I've attached the updated patch.

FYI I've added this issue to the open item for the record.

Regards,

--
Masahiko Sawada
Amazon Web Services: https://aws.amazon.com
From f6bb89d2fb0596c43cca0ed658d77c7a944603fa Mon Sep 17 00:00:00 2001
From: Masahiko Sawada <[email protected]>
Date: Fri, 29 May 2026 11:22:13 -0700
Subject: [PATCH v4] Fix race when logical decoding activation is concurrently
 interrupted.

EnableLogicalDecoding() sets xlog_logical_info to true, emits a
procsignal barrier, sets logical_decoding_enabled to true, and then
writes a WAL record. If the activating backend is interrupted between
these steps, a PG_ENSURE_ERROR_CLEANUP() callback runs to undo the
partial activation.

The previous callback asserted that logical_decoding_enabled was still
false and then cleared xlog_logical_info. Both actions were unsafe
when a second backend was concurrently activating: the peer backend
might have already observed xlog_logical_info as true, set
logical_decoding_enabled to true, and written the activation WAL
record before our callback fired, causing the first backend to hit the
assertion failure.

Fix this by having the abort callback call
RequestDisableLogicalDecoding(), allowing the checkpointer to undo the
partial activation in the same manner as a normal deactivation. This
simplifies the logic by unifying the activation abort and deactivation
paths. While this approach now wakes up the checkpointer when an
activation is interrupted, this should not be a serious issue in
practice since such interruptions are rare.

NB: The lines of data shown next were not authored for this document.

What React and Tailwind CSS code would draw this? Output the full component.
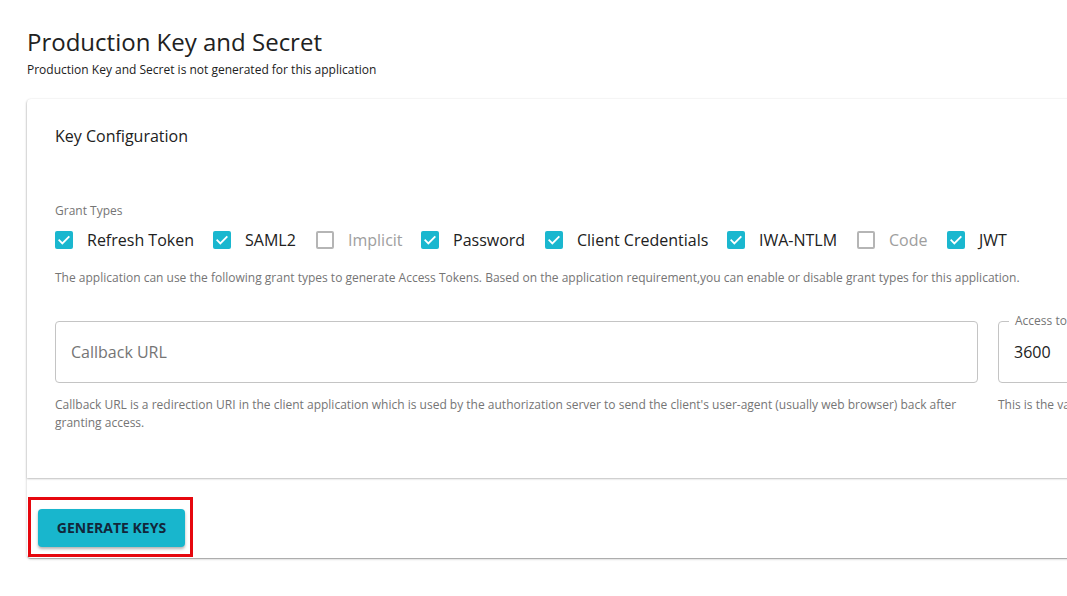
import React from 'react';

const grants = [
  { label: 'Refresh Token', on: true, w: 'w-[158px]' },
  { label: 'SAML2', on: true, w: 'w-[103px]' },
  { label: 'Implicit', on: false, w: 'w-[105px]' },
  { label: 'Password', on: true, w: 'w-[124px]' },
  { label: 'Client Credentials', on: true, w: 'w-[182px]' },
  { label: 'IWA-NTLM', on: true, w: 'w-[130px]' },
  { label: 'Code', on: false, w: 'w-[90px]' },
  { label: 'JWT', on: true, w: 'w-[80px]' },
];

function Check({ on }) {
  if (!on) {
    return <span className="w-[18px] h-[18px] rounded-[2px] border-2 border-[#b5b5b5] bg-white shrink-0" />;
  }
  return (
    <span className="w-[18px] h-[18px] rounded-[2px] bg-[#1ab7cf] flex items-center justify-center shrink-0">
      <svg viewBox="0 0 24 24" className="w-[16px] h-[16px]" fill="none" stroke="white" strokeWidth="2.8" strokeLinecap="square">
        <path d="M5 12.5l4.5 4.5L19 7.5" />
      </svg>
    </span>
  );
}

export default function App() {
  return (
    <div className="w-screen min-h-screen overflow-hidden bg-white text-[#212121]" style={{ fontFamily: '"Open Sans", "Noto Sans", sans-serif' }}>
      <div className="pl-[27px] pt-[26px]">
        <h1 className="text-[24px] leading-[32px] text-[#212121]">Production Key and Secret</h1>
        <p className="text-[12px] leading-[16px] mt-[4px] text-[#212121]">Production Key and Secret is not generated for this application</p>

        <div className="mt-[21px] w-[1900px] rounded-[4px] bg-white shadow-[0_1px_3px_rgba(0,0,0,0.2),0_1px_1px_rgba(0,0,0,0.14),0_2px_1px_-1px_rgba(0,0,0,0.12)]">
          {/* Key Configuration */}
          <div className="pl-[28px] pt-[26px] pb-[46px] rounded-t-[4px] shadow-[0_1px_2px_rgba(0,0,0,0.25)]">
            <h2 className="text-[16px] leading-[22px] text-[#212121]">Key Configuration</h2>

            <div className="mt-[56px] text-[12px] leading-[16px] text-[#757575]">Grant Types</div>
            <div className="flex items-center mt-[9px] h-[24px]">
              {grants.map((g) => (
                <label key={g.label} className={`flex items-center shrink-0 ${g.w}`}>
                  <Check on={g.on} />
                  <span className={`ml-[14px] text-[16px] leading-[24px] whitespace-nowrap ${g.on ? 'text-[#212121]' : 'text-[#9e9e9e]'}`}>{g.label}</span>
                </label>
              ))}
            </div>
            <p className="mt-[18px] text-[12px] leading-[16px] text-[#757575]">
              The application can use the following grant types to generate Access Tokens. Based on the application requirement,you can enable or disable grant types for this application.
            </p>

            <div className="mt-[35px] flex gap-[20px]">
              <div className="w-[923px]">
                <div className="h-[62px] rounded-[4px] border border-[#c4c4c4] flex items-center px-[15px]">
                  <span className="text-[16px] text-[#757575]">Callback URL</span>
                </div>
                <p className="mt-[13px] pr-[20px] text-[12px] leading-[18px] text-[#757575]">
                  Callback URL is a redirection URI in the client application which is used by the authorization server to send the client's user-agent (usually web browser) back after granting access.
                </p>
              </div>
              <div className="w-[600px]">
                <div className="relative h-[62px] rounded-[4px] border border-[#c4c4c4] flex items-center px-[15px]">
                  <span className="absolute -top-[9px] left-[10px] bg-white px-[6px] text-[12px] leading-[16px] text-[#757575]">Access token expiry time</span>
                  <span className="text-[16px] text-[#212121]">3600</span>
                </div>
                <p className="mt-[13px] text-[12px] leading-[18px] text-[#757575]">
                  This is the validity period of the access token in seconds.
                </p>
              </div>
            </div>
          </div>

          {/* Actions */}
          <div className="h-[80px] pl-[1px] pt-[19px]">
            <div className="inline-block border-[3px] border-[#e6070e] pl-[7px] pr-[5px] pt-[9px] pb-[7px]">
              <button className="h-[38px] w-[147px] rounded-[4px] bg-[#18b6cd] text-[14px] font-bold text-[#12263a] uppercase shadow-[0_2px_3px_rgba(0,0,0,0.3)]">
                <span className="relative -top-[1px]">Generate Keys</span>
              </button>
            </div>
          </div>
        </div>
      </div>
    </div>
  );
}
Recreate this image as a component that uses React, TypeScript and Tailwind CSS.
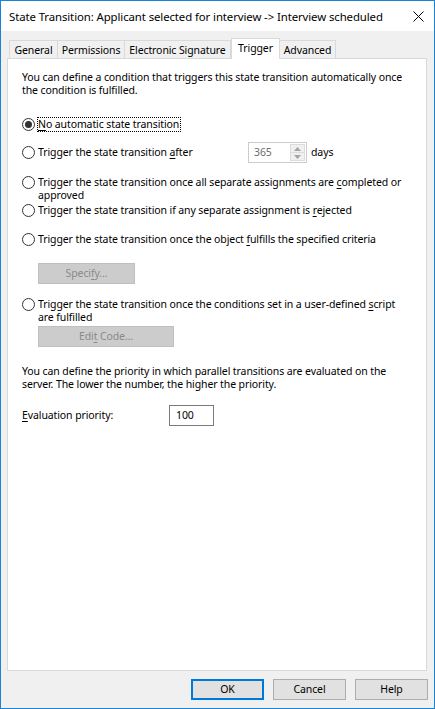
import React from 'react';

const font = "font-['Noto_Sans',sans-serif]";

const Radio: React.FC<{ checked?: boolean }> = ({ checked }) => (
  <span className="flex h-[13px] w-[13px] shrink-0 items-center justify-center rounded-full border border-[#333333] bg-white">
    {checked && <span className="h-[7px] w-[7px] rounded-full bg-[#333333]" />}
  </span>
);

const U: React.FC<{ children: React.ReactNode }> = ({ children }) => (
  <span className="underline decoration-1 underline-offset-2">{children}</span>
);

const Tab: React.FC<{ label: string; width: string; selected?: boolean; first?: boolean }> = ({
  label,
  width,
  selected,
  first,
}) =>
  selected ? (
    <div
      className={`relative z-10 -mb-px flex h-[21px] items-start justify-center whitespace-nowrap border border-b-0 border-[#d9d9d9] bg-white pt-[3px] ${width}`}
    >
      {label}
    </div>
  ) : (
    <div
      className={`flex h-[18px] items-center justify-center whitespace-nowrap border border-b-0 border-[#d9d9d9] bg-[#f0f0f0] pt-px ${first ? '' : '-ml-px'} ${width}`}
    >
      {label}
    </div>
  );

const DisabledButton: React.FC<{ width: string; children: React.ReactNode }> = ({ width, children }) => (
  <div
    className={`ml-[16px] flex h-[21px] items-center justify-center border border-[#bfbfbf] bg-[#cccccc] text-[#8a8a8a] ${width}`}
  >
    {children}
  </div>
);

export default function App() {
  return (
    <div
      className={`flex h-[709px] w-[435px] flex-col border border-[#1883d7] bg-[#f0f0f0] text-[10.5px] leading-[13px] tracking-[-0.1px] text-black ${font}`}
    >
      {/* Title bar */}
      <div className="flex h-[30px] shrink-0 items-center justify-between bg-white pl-[8px] pr-[10px]">
        <span className="whitespace-nowrap text-[11.4px]">
          State Transition: Applicant selected for interview -&gt; Interview scheduled
        </span>
        <svg width="11" height="11" viewBox="0 0 11 11" className="mt-px">
          <path d="M0.5 0.5 L10.5 10.5 M10.5 0.5 L0.5 10.5" stroke="#000" strokeWidth="1" />
        </svg>
      </div>

      {/* Tabs */}
      <div className="mt-[7px] flex h-[20px] shrink-0 items-end pl-[8px]">
        <Tab label="General" width="w-[49px]" first />
        <Tab label="Permissions" width="w-[68px]" />
        <Tab label="Electronic Signature" width="w-[107px]" />
        <Tab label="Trigger" width="w-[49px]" selected />
        <Tab label="Advanced" width="w-[57px] -ml-px" />
      </div>

      {/* Panel */}
      <div className="ml-[6px] mr-[7px] flex h-[613px] shrink-0 flex-col border border-[#d9d9d9] bg-white pl-[14px] pt-[12px]">
        <p className="whitespace-nowrap">
          You can define a condition that triggers this state transition automatically once
          <br />
          the condition is fulfilled.
        </p>

        <div className="mt-[20px] flex h-[15px] items-center">
          <Radio checked />
          <span className="ml-[2px] border border-dotted border-black pr-px leading-[13px]">
            <U>N</U>o automatic state transition
          </span>
        </div>

        <div className="mt-[10px] flex h-[21px] items-center">
          <Radio />
          <span className="ml-[3px] w-[210px]">
            Trigger the state transition <U>a</U>fter
          </span>
          <div className="flex h-[21px] w-[59px] items-stretch border border-[#cccccc] bg-white">
            <span className="flex flex-1 items-center pl-[5px] text-[#6d6d6d]">365</span>
            <div className="my-px mr-px flex w-[15px] flex-col">
              <div className="flex flex-1 items-center justify-center border border-[#dcdcdc] bg-[#f0f0f0]">
                <svg width="7" height="4" viewBox="0 0 7 4">
                  <path d="M3.5 0 L7 4 L0 4 Z" fill="#a3a3a3" />
                </svg>
              </div>
              <div className="flex flex-1 items-center justify-center border border-t-0 border-[#dcdcdc] bg-[#f0f0f0]">
                <svg width="7" height="4" viewBox="0 0 7 4">
                  <path d="M0 0 L7 0 L3.5 4 Z" fill="#a3a3a3" />
                </svg>
              </div>
            </div>
          </div>
          <span className="ml-[4px]">days</span>
        </div>

        <div className="mt-[13px] flex items-start">
          <Radio />
          <span className="ml-[3px] whitespace-nowrap">
            Trigger the state transition once all separate assignments are <U>c</U>ompleted or
            <br />
            approved
          </span>
        </div>

        <div className="mt-[2px] flex items-start">
          <Radio />
          <span className="ml-[3px] whitespace-nowrap">
            Trigger the state transition if any separate assignment is <U>r</U>ejected
          </span>
        </div>

        <div className="mt-[16px] flex items-start">
          <Radio />
          <span className="ml-[3px] whitespace-nowrap">
            Trigger the state transition once the object <U>f</U>ulfills the specified criteria
          </span>
        </div>

        <div className="mt-[17px]">
          <DisabledButton width="w-[97px]">
            <span>
              Speci<U>f</U>y...
            </span>
          </DisabledButton>
        </div>

        <div className="mt-[14px] flex items-start">
          <Radio />
          <span className="ml-[3px] whitespace-nowrap">
            Trigger the state transition once the conditions set in a user-defined <U>s</U>cript
            <br />
            are fulfilled
          </span>
        </div>

        <div className="mt-[2px]">
          <DisabledButton width="w-[136px]">
            <span>
              Edi<U>t</U> Code...
            </span>
          </DisabledButton>
        </div>

        <p className="mt-[18px] whitespace-nowrap">
          You can define the priority in which parallel transitions are evaluated on the
          <br />
          server. The lower the number, the higher the priority.
        </p>

        <div className="mt-[14px] flex h-[21px] items-center">
          <span className="w-[147px]">
            <U>E</U>valuation priority:
          </span>
          <div className="flex h-[21px] w-[45px] items-center border border-[#7a7a7a] bg-white pl-[6px]">100</div>
        </div>
      </div>

      {/* Footer buttons */}
      <div className="mt-[8px] flex h-[21px] shrink-0 justify-end gap-[9px] pr-[6px]">
        <button className="flex w-[73px] items-center justify-center border-2 border-[#0078d7] bg-[#e1e1e1]">OK</button>
        <button className="flex w-[73px] items-center justify-center border border-[#adadad] bg-[#e1e1e1]">Cancel</button>
        <button className="flex w-[73px] items-center justify-center border border-[#adadad] bg-[#e1e1e1]">Help</button>
      </div>
    </div>
  );
}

Add a test case to 051_effective_wal_level.pl.

Reported-by: Chao Li <[email protected]>
Reviewed-by: Chao Li <[email protected]>
Discussion: https://postgr.es/m/[email protected]
---
 src/backend/replication/logical/logicalctl.c  | 59 +++++++++++--------
 .../recovery/t/051_effective_wal_level.pl     | 45 +++++++++++++-
 2 files changed, 76 insertions(+), 28 deletions(-)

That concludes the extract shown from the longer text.